WI Webley & Scott double action revolvers replaced Colt

bard32

Banned
The title says it best. Britain had double action revolvers. The United States
Army had Colt Model 1848 Walker Dragoons, and later, Model 1860 single action revolvers. Webley & Scott was one of many British double action revolvers used by the South during the Civil War. The United States also had a
few double action revolvers: Remington, Starr, and Pettingill, to name three.
However, the majority of its revolvers were single action revolvers.
 

Japhy

Banned
As usual with your posts Bards I read this and am left wondering

WHAT? What are you talking about?
 

bard32

Banned
As usual with your posts Bards I read this and am left wondering

WHAT? What are you talking about?

Simple. The Webley & Scott revolvers. Specifically, the Webley Longspur,
Britain's first modern revolver. It was built in 1853 and was handmade. It
couldn't compete with the mass produced revolvers like Adams and Deane
and Tranter.
 

Japhy

Banned
Simple. The Webley & Scott revolvers. Specifically, the Webley Longspur,
Britain's first modern revolver. It was built in 1853 and was handmade. It
couldn't compete with the mass produced revolvers like Adams and Deane
and Tranter.

And WHAT Exactly do you want to do with that revolver?
 
uh... refresh my memory here... single action/double action... IIRC, one means that the gun fires by just pulling the trigger, and the other means that you have to first cock the pistol and then pull the trigger... which is which?
 
uh... refresh my memory here... single action/double action... IIRC, one means that the gun fires by just pulling the trigger,
= double action
and the other means that you have to first cock the pistol and then pull the trigger...
= single action.
The sterotypical pistol in a cowboy movie is a Colt SAA (Single Action Army). The sterotypical pistol in old police\dectective movies is a Smith and Wesson double action .38 special.
 
ah... thanks. Well, considering how pistols were not all that important in war (and still aren't, really), I don't think the adoption of it in the US widescale would have made all that much difference.
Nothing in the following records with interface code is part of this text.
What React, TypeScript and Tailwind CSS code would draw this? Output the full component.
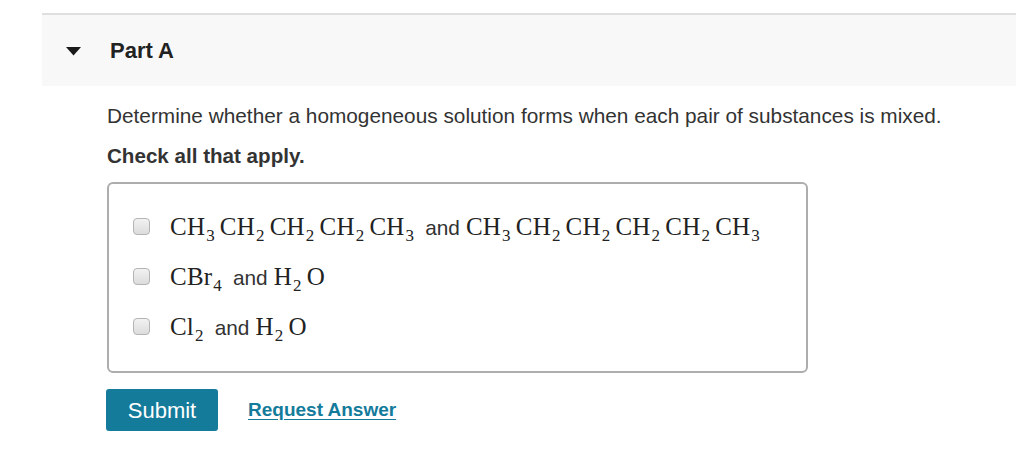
import React from "react";

const serif = { fontFamily: '"Liberation Serif", "Times New Roman", serif' };

// formula like "CH_3CH_2" -> letters with subscripts
function Formula({ f }: { f: string }) {
  const parts: React.ReactNode[] = [];
  const re = /([^_]+?)(?:_(\d))?(?=$|[A-Z]|_)/g;
  let m: RegExpExecArray | null;
  let i = 0;
  while ((m = re.exec(f)) !== null) {
    if (!m[0]) break;
    parts.push(
      <span key={i++}>
        {m[1]}
        {m[2] && (
          <sub className="relative top-[6px] mr-[5px] ml-[1px] align-baseline text-[17px] leading-none">{m[2]}</sub>
        )}
      </span>
    );
  }
  return (
    <span className="text-[25px] leading-none tracking-[0.2px] text-[#222]" style={serif}>
      {parts}
    </span>
  );
}

function Option({ a, b }: { a: string; b: string }) {
  return (
    <label className="flex h-[50px] items-center">
      <span className="mr-[20px] h-[17px] w-[17px] shrink-0 rounded-[4px] border border-[#b4b4b4] bg-gradient-to-b from-[#f2f2f2] to-[#dcdcdc]" />
      <span className="whitespace-nowrap leading-none">
        <Formula f={a} />
        <span className="mx-[6px] text-[20.8px] text-[#333]">and</span>
        <Formula f={b} />
      </span>
    </label>
  );
}

export default function App() {
  return (
    <div
      className="h-[470px] w-[1016px] bg-white text-[#333]"
      style={{ fontFamily: '"Liberation Sans", Arial, Helvetica, sans-serif' }}
    >
      <div className="pt-[13px] pl-[42px]">
        <div className="border-t-2 border-[#dfdfdf] bg-[#f8f8f8]">
          <div className="flex h-[71px] items-center">
            <svg width="15" height="9" viewBox="0 0 15 9" className="ml-[24px] mr-[29px] mt-[2px]">
              <path d="M0 0 H15 L7.5 8.5 Z" fill="#1a1a1a" />
            </svg>
            <h2 className="text-[22px] font-bold text-[#222]">Part A</h2>
          </div>
        </div>
        <div className="pl-[65px]">
          <p className="mt-[17px] text-[20.8px] leading-[26px]">
            Determine whether a homogeneous solution forms when each pair of substances is mixed.
          </p>
          <p className="mt-[14px] text-[20.6px] font-bold leading-[26px]">Check all that apply.</p>
          <div className="mt-[13px] w-[701px] rounded-[6px] border-2 border-[#adadad] px-[24px] pt-[17px] pb-[20px]">
            <Option a="CH_3CH_2CH_2CH_2CH_3" b="CH_3CH_2CH_2CH_2CH_2CH_3" />
            <Option a="CBr_4" b="H_2O" />
            <Option a="Cl_2" b="H_2O" />
          </div>
          <div className="mt-[16px] flex items-center">
            <button className="-ml-[1px] h-[42px] w-[112px] rounded-[3px] bg-[#147b9b] text-[22px] text-white">
              Submit
            </button>
            <a className="ml-[30px] text-[19px] font-bold text-[#147b9b] underline underline-offset-[3px]" href="#">
              Request Answer
            </a>
          </div>
        </div>
      </div>
    </div>
  );
}
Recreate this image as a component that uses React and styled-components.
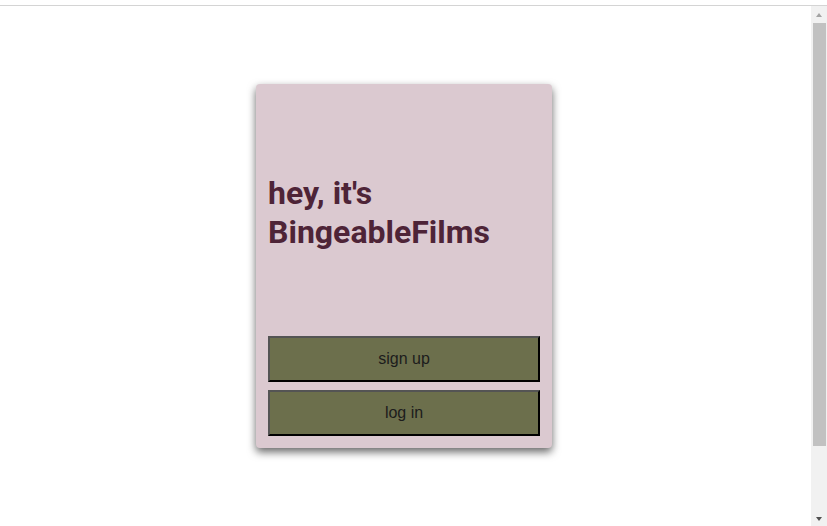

In the ACW, the important weapons were the rifle and cannon... pistols were carried by officers, but they didn't cause all that many casualties... Confederate raiders (like Quantrill's gang) liked pistols because they shot faster than rifles, but having double action ones wouldn't have made them all that more dangerous...
 
I don't think that the U.S. would have ever adopted a a British made revolver, either. They might've adopted a domestically produced one. But again, I don't think it would've made much of a difference.
 
I'm not sure if the question is WI the US army adopts a double action revolver (not much changes IMHO) or WI the US buys a Brittish revolver (giving a early special relationship?)